Oceń
26 stycznia Sejm przegłosował nowelizację Kodeksu wyborczego, która zakłada m.in. zwiększenie dostępu do lokali wyborczych dla mieszkańców małych miejscowości i bezpłatne przewozy dla wyborców w gminach bez publicznego transportu. Według autorów projektu rozwiązania te mają wpłynąć na zwiększenie frekwencji w wyborach.
Zdaniem opozycji przez proponowane zmiany może ubyć nawet pół miliona głosów, ponieważ m.in. utrudniają one głosowanie Polakom mieszkającym za granicą. Ponadto opozycja podkreśla m.in., że zmiany są wprowadzane w zbyt krótkim czasie od terminu wyborów parlamentarnych, które odbędą się w tym roku jesienią.
Kowalski uderzył w mniejszość niemiecką. Poseł: byłem zażenowany
Jedną z poprawek do ustawy, która ostatecznie nie przeszła przez Sejm, była ta autorstwa Janusza Kowalskiego. Poseł Solidarnej Polski domagał się likwidacji przywileju dla mniejszości niemieckiej, która obecnie - by mieć reprezentanta w Sejmie - nie musi przekraczać pięcioprocentowego progu w wyborach.
Tego dotyczyła rozmowa z Ryszardem Gallą, jedynym obecnie przedstawicielem tej mniejszości narodowej w polskim parlamencie. W rozmowie z Wirtualną Polską stwierdził, że inicjatywa wiceministra rolnictwa była "kolejną wycelowaną w grupę, którą reprezentuje" i miała podobno zaskoczyć nawet posłów PiS.
Zdaniem Galli Kowalski od dawna podejmuje działania, "żeby pozbyć się mniejszości niemieckiej z polskiego życia publicznego". Dodał jednak, że poseł "prywatnie jest mu obojętny" i że "nie zniża się do tego poziomu dyskusji". - Publicznie unikam rozmów z nim.

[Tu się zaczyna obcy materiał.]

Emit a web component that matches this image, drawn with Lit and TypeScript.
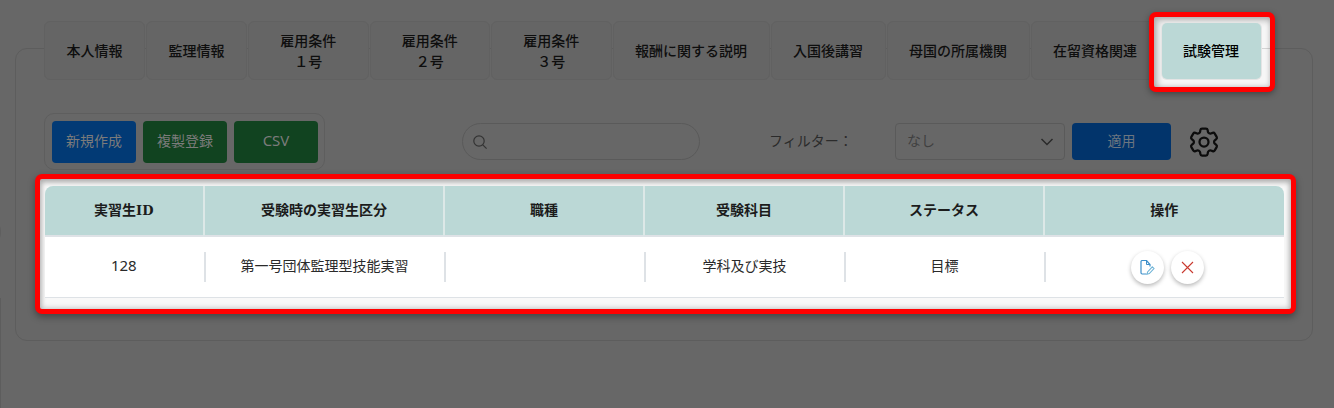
import { LitElement, html, css } from "lit";
import { customElement } from "lit/decorators.js";

const TABS: { label: string; wide?: boolean }[] = [
  { label: "本人情報" },
  { label: "監理情報" },
  { label: "雇用条件\n１号", wide: true },
  { label: "雇用条件\n２号", wide: true },
  { label: "雇用条件\n３号", wide: true },
  { label: "報酬に関する説明" },
  { label: "入国後講習" },
  { label: "母国の所属機関" },
  { label: "在留資格関連" },
];

@customElement("app-root")
export class AppRoot extends LitElement {
  static styles = css`
    :host {
      display: block;
      position: relative;
      min-height: 408px;
      background: #676767;
      font-family: "Noto Sans CJK JP", "Noto Sans", sans-serif;
      font-size: 14px;
      color: #111;
      overflow: hidden;
    }
    :host::before {
      content: "";
      position: absolute;
      left: 0;
      top: 298px;
      bottom: 0;
      width: 1px;
      background: #5d5d5d;
    }
    :host::after {
      content: "";
      position: absolute;
      left: -9px;
      top: 222px;
      width: 10px;
      height: 20px;
      border-radius: 50%;
      background: #5f5f5f;
    }
    .panel {
      margin: 0 21px 0 15px;
      position: relative;
      top: 48px;
      height: 293px;
      box-sizing: border-box;
      border: 1px solid #5d5d5d;
      border-radius: 12px;
    }
    .tabs {
      display: flex;
      gap: 1px;
      margin: -28px 0 0 28px;
      height: 59px;
    }
    .tab {
      box-sizing: border-box;
      height: 59px;
      padding: 0 21.5px;
      display: flex;
      align-items: center;
      justify-content: center;
      text-align: center;
      white-space: pre-line;
      line-height: 21px;
      font-weight: 500;
      background: #656565;
      border: 1px solid #616161;
      border-radius: 6px;
      color: #0e0e0e;
    }
    .tab.wide {
      width: 120.5px;
      padding: 0;
    }
    .tab.active {
      position: relative;
      isolation: isolate;
      background: transparent;
      border-color: transparent;
      color: #000;
    }
    .tab.active::before {
      content: "";
      position: absolute;
      z-index: -2;
      top: -10px;
      bottom: -13px;
      left: -13px;
      right: -14px;
      border: 5px solid #ff0000;
      border-radius: 7px;
      background: linear-gradient(#d4d4d4, #d4d4d4) no-repeat 100% 31px / 14px 1px, #f6f6f6;
      box-shadow: 0 2px 6px rgba(0, 0, 0, 0.35), inset 3px 3px 6px 1px rgba(0, 0, 0, 0.22),
        inset 0 0 4px 1px rgba(0, 0, 0, 0.12);
    }
    .tab.active::after {
      content: "";
      position: absolute;
      z-index: -1;
      inset: 1px 0 0 0.5px;
      background: #bbd8d6;
      border-radius: 5px;
      box-shadow: 0 0 0 1px #e4e4e4;
    }
    .toolbar {
      display: flex;
      align-items: center;
      margin: 33px 0 0 28px;
      height: 57px;
    }
    .group {
      box-sizing: border-box;
      width: 281px;
      height: 57px;
      display: flex;
      flex: none;
      gap: 7px;
      align-items: center;
      padding: 0 0 0 7px;
      border: 1px solid #5e5e5e;
      border-radius: 10px;
    }
    .btn {
      box-sizing: border-box;
      width: 84px;
      height: 42px;
      flex: none;
      display: flex;
      align-items: center;
      justify-content: center;
      padding-bottom: 3px;
      border-radius: 4px;
      color: #7b7b7b;
    }
    .blue {
      background: #023a75;
    }
    .green {
      background: #114320;
    }
    .latin {
      font-family: "Noto Sans", sans-serif;
      font-size: 15px;
    }
    th .latin {
      font-family: "DejaVu Serif", serif;
      font-size: 13px;
    }
    .search {
      box-sizing: border-box;
      margin-left: 137px;
      width: 238px;
      height: 37px;
      display: flex;
      align-items: center;
      padding-left: 9px;
      border: 1px solid #5a5a5a;
      border-radius: 19px;
      color: #333;
    }
    .filter {
      margin-left: 69px;
      width: 79px;
      padding-bottom: 3px;
      color: #2b2b2b;
      white-space: nowrap;
    }
    .select {
      box-sizing: border-box;
      margin-left: 47px;
      width: 170px;
      height: 37px;
      display: flex;
      align-items: center;
      justify-content: space-between;
      padding: 0 10px 0 11px;
      border: 1px solid #5a5a5a;
      border-radius: 4px;
      color: #404040;
    }
    .select span {
      padding-bottom: 3px;
    }
    .apply {
      box-sizing: border-box;
      margin-left: 7px;
      width: 99px;
      height: 37px;
      display: flex;
      align-items: center;
      justify-content: center;
      padding-bottom: 3px;
      border-radius: 4px;
      background: #02346b;
      color: #6c7680;
    }
    .gear {
      margin-left: 15px;
      color: #0c0c0c;
    }
    .frame {
      box-sizing: border-box;
      margin: 4px 0 0 18.5px;
      width: 1261.5px;
      height: 140px;
      padding: 7px 6px 0 5px;
      border: 5px solid #ff0000;
      border-radius: 7px;
      background: #f8f8f8;
      box-shadow: 0 3px 7px rgba(0, 0, 0, 0.35), inset 0 3px 5px 1px rgba(0, 0, 0, 0.2),
        inset 0 0 5px 2px rgba(0, 0, 0, 0.13);
    }
    table {
      width: 1239px;
      table-layout: fixed;
      border-collapse: separate;
      border-spacing: 0;
    }
    th {
      height: 49px;
      padding: 0 0 4px;
      box-sizing: border-box;
      background: #bbd8d6;
      border-bottom: 2px solid #dee2e6;
      font-weight: 700;
      color: #1c1c1c;
    }
    thead tr {
      height: 51px;
    }
    th + th {
      border-left: 2px solid #dce8e7;
    }
    th:first-child {
      border-top-left-radius: 8px;
    }
    th:last-child {
      border-top-right-radius: 8px;
    }
    td {
      height: 60px;
      padding: 0;
      background: #fff;
      border-bottom: 1px solid #dee2e6;
      color: #2a2a2a;
    }
    .cell {
      height: 30px;
      box-sizing: border-box;
      padding-bottom: 5px;
      display: flex;
      align-items: center;
      justify-content: center;
    }
    td + td .cell {
      border-left: 2px solid #dee2e6;
      margin-left: 1px;
    }
    .cell.actions {
      gap: 7px;
      padding: 0 0 0 6px;
    }
    .round {
      width: 33px;
      height: 33px;
      flex: none;
      border-radius: 50%;
      background: #fff;
      display: flex;
      align-items: center;
      justify-content: center;
      box-shadow: 0 2px 4px rgba(0, 0, 0, 0.28);
    }
    svg {
      display: block;
      flex: none;
    }
  `;

  render() {
    return html`
      <div class="panel">
        <div class="tabs">
          ${TABS.map(
            (t) => html`<div class="tab ${t.wide ? "wide" : ""}">${t.label}</div>`
          )}
          <div class="tab active">試験管理</div>
        </div>
        <div class="toolbar">
          <div class="group">
            <div class="btn blue">新規作成</div>
            <div class="btn green">複製登録</div>
            <div class="btn green"><span class="latin">CSV</span></div>
          </div>
          <div class="search">
            <svg width="16" height="16" viewBox="0 0 16 16" fill="none" stroke="currentColor" stroke-width="1.2">
              <circle cx="7" cy="7" r="5.2"></circle>
              <path d="M10.8 10.8 14.6 14.6"></path>
            </svg>
          </div>
          <div class="filter">フィルター：</div>
          <div class="select">
            <span>なし</span>
            <svg width="14" height="8" viewBox="0 0 14 8" fill="none" stroke="#2a2a2a" stroke-width="1.5">
              <path d="M1.5 1 7 6.5 12.5 1"></path>
            </svg>
          </div>
          <div class="apply">適用</div>
          <svg class="gear" width="36" height="36" viewBox="0 0 24 24" fill="none" stroke="currentColor" stroke-width="1.5">
            <path d="M9.594 3.94c.09-.542.56-.94 1.11-.94h2.593c.55 0 1.02.398 1.11.94l.213 1.281c.063.374.313.686.645.87.074.04.147.083.22.127.325.196.72.257 1.075.124l1.217-.456a1.125 1.125 0 0 1 1.37.49l1.296 2.247a1.125 1.125 0 0 1-.26 1.431l-1.003.827c-.293.241-.438.613-.43.992a7.723 7.723 0 0 1 0 .255c-.008.378.137.75.43.991l1.004.827c.424.35.534.955.26 1.43l-1.298 2.247a1.125 1.125 0 0 1-1.369.491l-1.217-.456c-.355-.133-.75-.072-1.076.124a6.47 6.47 0 0 1-.22.128c-.331.183-.581.495-.644.869l-.213 1.281c-.09.543-.56.94-1.11.94h-2.594c-.55 0-1.019-.398-1.11-.94l-.213-1.281c-.062-.374-.312-.686-.644-.87a6.52 6.52 0 0 1-.22-.127c-.325-.196-.72-.257-1.076-.124l-1.217.456a1.125 1.125 0 0 1-1.369-.49l-1.297-2.247a1.125 1.125 0 0 1 .26-1.431l1.004-.827c.292-.24.437-.613.43-.991a6.932 6.932 0 0 1 0-.255c.007-.38-.138-.751-.43-.992l-1.004-.827a1.125 1.125 0 0 1-.26-1.43l1.297-2.247a1.125 1.125 0 0 1 1.37-.491l1.216.456c.356.133.751.072 1.076-.124.072-.044.146-.086.22-.128.332-.183.582-.495.644-.869l.214-1.28Z"></path>
            <circle cx="12" cy="12" r="3"></circle>
          </svg>
        </div>
        <div class="frame">
          <table>
            <colgroup>
              <col style="width:158.5px" /><col style="width:240px" /><col style="width:200px" />
              <col style="width:200px" /><col style="width:200px" /><col style="width:240.5px" />
            </colgroup>
            <thead>
              <tr>
                <th>実習生<span class="latin">ID</span></th>
                <th>受験時の実習生区分</th>
                <th>職種</th>
                <th>受験科目</th>
                <th>ステータス</th>
                <th>操作</th>
              </tr>
            </thead>
            <tbody>
              <tr>
                <td><div class="cell"><span class="latin">128</span></div></td>
                <td><div class="cell">第一号団体監理型技能実習</div></td>
                <td><div class="cell"></div></td>
                <td><div class="cell">学科及び実技</div></td>
                <td><div class="cell">目標</div></td>
                <td>
                  <div class="cell actions">
                    <div class="round">
                      <svg width="15" height="15" viewBox="0 0 15 15" fill="none">
                        <path d="M6.5 14H2.2A1.2 1.2 0 0 1 1 12.8V1.7A1.2 1.2 0 0 1 2.2.5H6.5L10 4.5V6.5" stroke="#3d8fca" stroke-width="1.2"></path>
                        <path d="M6.5.5V4.5H10" stroke="#3d8fca" stroke-width="1"></path>
                        <path d="M12.3 6.8 14 8.5 9.3 13.6 7 14.2 7.6 11.9Z" stroke="#6db3d6" stroke-width="1.1"></path>
                      </svg>
                    </div>
                    <div class="round">
                      <svg width="13" height="13" viewBox="0 0 13 13" fill="none" stroke="#c9392f" stroke-width="1.1">
                        <path d="M1 1 12 12M12 1 1 12"></path>
                      </svg>
                    </div>
                  </div>
                </td>
              </tr>
            </tbody>
          </table>
        </div>
      </div>
    `;
  }
}
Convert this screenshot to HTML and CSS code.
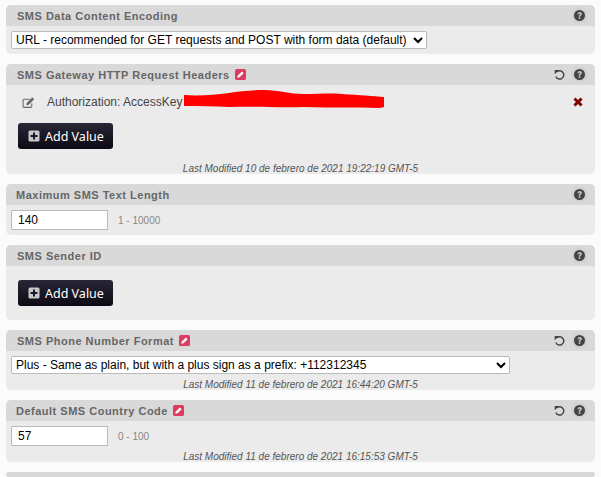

Jego narracja jest dla mnie nieprzyjemna, nie potrafię tego zrozumieć - zaznaczył.
To nie tylko kwestia związana z moją obecnością w parlamencie, ale także i naszą obecnością na poziomie regionu. [...] Janusz Kowalski próbuje pozbawić nas praw do nauki języka niemieckiego jako ojczystego
W rozmowie WP przywołał również niedawne spotkanie z ambasadorem Niemiec w ramach grupy bilateralnej, w którym obaj brali udział. Przyznał, że był zażenowany postawą Kowalskiego. - Widziałem to w oczach także innych posłów, którzy po wystąpieniu pana Kowalskiego przepraszali pana ambasadora - powiedział.
Dodał również, że wstydzi się za jego zachowanie i tłumaczył, dlaczego. - Trzeba by było wysłuchać całego wystąpienia pana posła. Na tym spotkaniu podjął m.in. temat reparacji wojennych. Przywoływał także działalność Niemiec to takich typowych działań z okresu III Rzeszy. Uważam, że to było bardzo nietaktowne - podsumował.